Граф Рис: Я думаю о Brexit как о похмелье после колониального периода истории. Это фантомная боль. Когда человеку уже отрезали ногу, а он по-прежнему чувствует ее. Мне кажется, подъем британского национализма и такие вещи, как Brexit, показывают что люди все еще ощущают себя колонией. Как будто у них все еще есть те конечности, которые уже давно отрезали. Ощущение пространства — это часто психологическая, а не физическая категория.

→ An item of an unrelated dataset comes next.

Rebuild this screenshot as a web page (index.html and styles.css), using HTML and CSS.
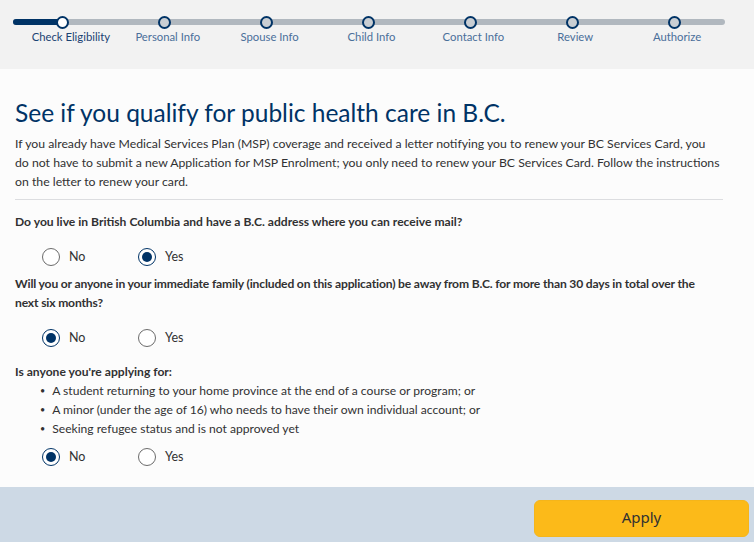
FILE: index.html
```html
<!DOCTYPE html>
<html lang="en">
<head>
<meta charset="utf-8">
<title>Check Eligibility</title>
<link rel="stylesheet" href="styles.css">
</head>
<body>
<header class="progress">
  <div class="steps">
    <div class="track"><div class="track-fill"></div></div>
    <div class="step current"><span class="dot"></span><span class="label">Check Eligibility</span></div>
    <div class="step"><span class="dot"></span><span class="label">Personal Info</span></div>
    <div class="step"><span class="dot"></span><span class="label">Spouse Info</span></div>
    <div class="step"><span class="dot"></span><span class="label">Child Info</span></div>
    <div class="step"><span class="dot"></span><span class="label">Contact Info</span></div>
    <div class="step"><span class="dot"></span><span class="label">Review</span></div>
    <div class="step"><span class="dot"></span><span class="label">Authorize</span></div>
  </div>
</header>
<main class="content">
  <h1 class="title">See if you qualify for public health care in B.C.</h1>
  <p class="intro">If you already have Medical Services Plan (MSP) coverage and received a letter notifying you to renew your BC Services Card, you<br>do not have to submit a new Application for MSP Enrolment; you only need to renew your BC Services Card. Follow the instructions on the letter to renew your card.</p>
  <hr class="divider">
  <section class="question q1">
    <p class="q-text">Do you live in British Columbia and have a B.C. address where you can receive mail?</p>
    <div class="options">
      <label class="option"><span class="radio"></span><span>No</span></label>
      <label class="option"><span class="radio checked"></span><span>Yes</span></label>
    </div>
  </section>
  <section class="question q2">
    <p class="q-text">Will you or anyone in your immediate family (included on this application) be away from B.C. for more than 30 days in total over the<br>next six months?</p>
    <div class="options">
      <label class="option"><span class="radio checked"></span><span>No</span></label>
      <label class="option"><span class="radio"></span><span>Yes</span></label>
    </div>
  </section>
  <section class="question q3">
    <p class="q-text">Is anyone you're applying for:</p>
    <ul class="bullets">
      <li>A student returning to your home province at the end of a course or program; or</li>
      <li>A minor (under the age of 16) who needs to have their own individual account; or</li>
      <li>Seeking refugee status and is not approved yet</li>
    </ul>
    <div class="options">
      <label class="option"><span class="radio checked"></span><span>No</span></label>
      <label class="option"><span class="radio"></span><span>Yes</span></label>
    </div>
  </section>
</main>
<footer class="footer">
  <button class="apply" type="button">Apply</button>
</footer>
</body>
</html>
```
FILE: styles.css
```css
* { box-sizing: border-box; }
html, body { margin: 0; padding: 0; }
body {
  font-family: Lato, "Noto Sans", sans-serif;
  color: #313132;
  background: #fcfcfc;
  width: 754px;
  height: 542px;
  overflow: hidden;
  display: flex;
  flex-direction: column;
}
.progress {
  background: #f2f2f2;
  height: 69px;
  padding: 16px 29px 0 12px;
}
.steps {
  position: relative;
  display: grid;
  grid-template-columns: repeat(7, 1fr);
}
.track {
  position: absolute;
  left: 1px;
  right: 0;
  top: 3px;
  height: 6px;
  border-radius: 3px;
  background: #b1b8bf;
}
.track-fill {
  width: 51px;
  height: 100%;
  border-radius: 3px 0 0 3px;
  background: #003366;
}
.step {
  position: relative;
  display: flex;
  flex-direction: column;
  align-items: center;
}
.dot {
  width: 13px;
  height: 13px;
  border-radius: 50%;
  border: 2.5px solid #003366;
  background: #c9ced3;
}
.step.current .dot { background: #ffffff; }
.label {
  margin-top: 1px;
  margin-left: 6px;
  font-size: 11.3px;
  line-height: 14px;
  color: #4a6f9a;
  white-space: nowrap;
}
.step.current .label { color: #1a4272; margin-left: 16px; }
.content {
  flex: 1;
  padding: 0 31px 0 15px;
}
.title {
  margin: 29px 0 0;
  font-size: 24.5px;
  line-height: 30px;
  font-weight: 400;
  color: #003366;
}
.intro {
  margin: 6px 0 0;
  font-size: 12.25px;
  line-height: 19px;
}
.divider {
  margin: 8px 0 0;
  border: 0;
  border-top: 1px solid #dcdde0;
}
.question { margin-top: 12px; }
.question.q2 { margin-top: 8px; }
.question.q3 { margin-top: 15px; }
.q-text {
  margin: 0;
  font-size: 12.1px;
  line-height: 19px;
  font-weight: 700;
}
.q2 .q-text { letter-spacing: -0.16px; }
.options {
  display: flex;
  margin: 16px 0 0 27px;
}
.option {
  width: 96px;
  display: flex;
  align-items: center;
  gap: 9px;
  font-size: 12.5px;
  line-height: 19px;
}
.radio {
  width: 18px;
  height: 18px;
  border-radius: 50%;
  border: 1px solid #6b6b6b;
  background: #fff;
  display: flex;
  align-items: center;
  justify-content: center;
}
.radio.checked { border: 1.5px solid #003366; }
.radio.checked::after {
  content: "";
  width: 10px;
  height: 10px;
  border-radius: 50%;
  background: #003366;
}
.bullets {
  margin: 0;
  padding: 0 0 0 25px;
  list-style: none;
  font-size: 12.1px;
  line-height: 19px;
}
.bullets li { display: flex; align-items: center; gap: 7px; height: 19px; }
.bullets li::before { content: "•"; font-size: 9px; line-height: 19px; }
.bullets + .options { margin-top: 9px; }
.footer {
  background: #cdd9e5;
  height: 55px;
  padding: 13px 5px 0 0;
  display: flex;
  justify-content: flex-end;
  align-items: flex-start;
}
.apply {
  width: 215px;
  height: 37px;
  padding: 0 0 4px;
  border: 1px solid #f5b51a;
  border-radius: 6px;
  background: #fcba19;
  color: #313132;
  font-family: "Noto Sans", sans-serif;
  font-size: 15px;
  line-height: 20px;
  cursor: pointer;
}
```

Франческа Панетта: Для меня это было не о местах, а о людях. Я хотела понять, как люди сами осознают свое место в современном политическом контексте. И в историческом тоже. Поскольку я работаю в газете, я чувствую, что наше понимание русских людей очень ограничено. Я ожидала увидеть черное и белое, за Путина или против Путина, а столкнулась с огромным количеством нюансов. Я увидела множество полутонов. И что ситуация более позитивная, чем я думала раньше. Люди очень открытые — я этого не ожидала. Увидеть интересные места я тоже хотела, но для меня это было не главное.

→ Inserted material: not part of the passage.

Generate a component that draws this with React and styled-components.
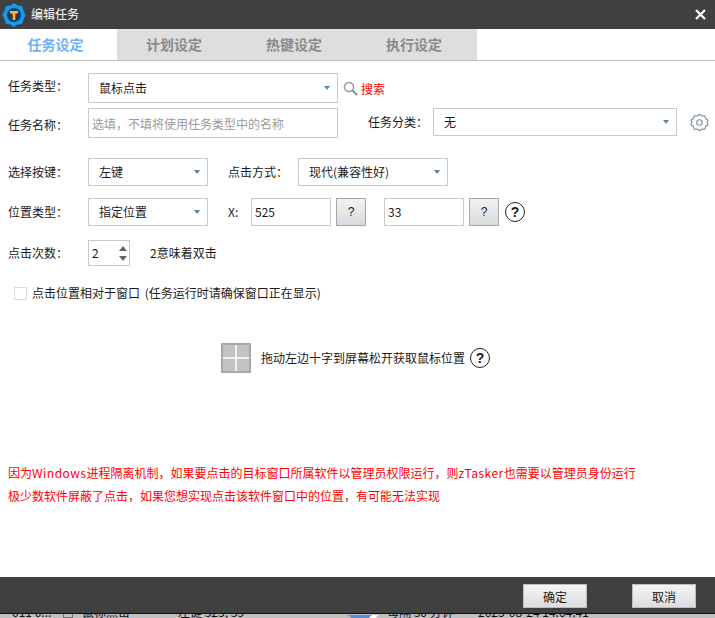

Эндрю Диксон: Я хотел проехать по самой длинной железнодорожной магистрали в мире. Подумать об этом огромном географическом пространстве. И у меня была наивная амбиция увидеть реальную Россию (смеется). А увидел огромное количество нереальных Россий в разных сочетаниях.

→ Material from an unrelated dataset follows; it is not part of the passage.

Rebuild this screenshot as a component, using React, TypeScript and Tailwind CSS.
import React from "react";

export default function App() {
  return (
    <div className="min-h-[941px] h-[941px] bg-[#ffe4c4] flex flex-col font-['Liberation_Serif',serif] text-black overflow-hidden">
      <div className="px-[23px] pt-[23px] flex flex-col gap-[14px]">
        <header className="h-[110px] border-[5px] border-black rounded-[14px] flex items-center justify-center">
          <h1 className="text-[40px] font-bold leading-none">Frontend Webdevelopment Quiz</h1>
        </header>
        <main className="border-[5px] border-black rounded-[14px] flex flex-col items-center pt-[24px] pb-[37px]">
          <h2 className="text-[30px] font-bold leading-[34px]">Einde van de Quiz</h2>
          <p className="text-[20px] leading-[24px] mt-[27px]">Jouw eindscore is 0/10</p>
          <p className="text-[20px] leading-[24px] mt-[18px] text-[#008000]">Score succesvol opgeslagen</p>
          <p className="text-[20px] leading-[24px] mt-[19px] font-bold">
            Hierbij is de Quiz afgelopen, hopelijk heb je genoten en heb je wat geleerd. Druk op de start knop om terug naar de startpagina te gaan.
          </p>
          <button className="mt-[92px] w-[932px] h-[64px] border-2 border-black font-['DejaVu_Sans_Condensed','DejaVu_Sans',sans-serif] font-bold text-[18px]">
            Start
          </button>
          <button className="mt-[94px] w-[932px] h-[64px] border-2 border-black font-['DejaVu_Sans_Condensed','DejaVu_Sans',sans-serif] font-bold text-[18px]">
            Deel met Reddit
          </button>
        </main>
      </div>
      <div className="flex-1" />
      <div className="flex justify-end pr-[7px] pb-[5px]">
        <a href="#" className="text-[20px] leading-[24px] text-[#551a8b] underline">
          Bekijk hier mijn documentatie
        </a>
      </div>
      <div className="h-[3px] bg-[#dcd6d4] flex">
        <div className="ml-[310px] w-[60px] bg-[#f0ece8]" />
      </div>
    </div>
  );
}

Мы много говорили о взаимоотношениях с советским прошлом. Что понятно, учитывая историю нашей страны. Мы уже говорили об империях. И мне удивительно, что русские сильнее, чем британцы, хотят встретиться со своим прошлым. Они больше готовы посмотреть на него под другим углом, поиграть с ним, анализировать его. В каком-то смысле британцы просто отрицают свое прошлое. Мне кажется, мы пока еще не встретились со своей историей. У русских это лучше получается — разбираться со своей историей, анализировать ее. Возможно.
Граф Рис: По странному совпадению, перед тем как я получил приглашение отправиться в это путешествие, я думал о футуристах и анархистах, которые пытались создать свою республику на востоке Сибири. И мне было интересно, что после революции футуристы и анархисты стали одними из главных идеологов новой власти. Я думал об этом, и, к моему удивлению, на следующий день получил приглашение отправиться в эту поездку. Я подумал: «Ого! Я смогу побывать в Сибири». Однако на восток Сибири мы все-таки не попали.
Джо Данторн: Мне были интересны поезда. Я очень люблю поезда. Особенно поезда дальнего следования — в которых нужно спать. Они меня не подвели и были потрясающие. Мы все время ехали на разных поездах. Первый двухэтажный меня несколько расстроил — по мне, он был слишком высокотехнологичный. Но по мере того, как мы продвигались все дальше по Сибири, — поезда становились все старше, а я все счастливее.
Джо Данторн: Температура падала каждые три часа, проведенные в поезде. В Красноярске ночью было уже минус 17.
Франческа Панетта: А все здания были перегреты. Заходишь внутрь — там жарко. А потом выходишь на мороз. Это был экстремальный контраст.
Эндрю Диксон: Я не знаю, как вы с этим живете! Мы все время себя чувствовали то слишком одетыми, то слишком раздетыми (смеются).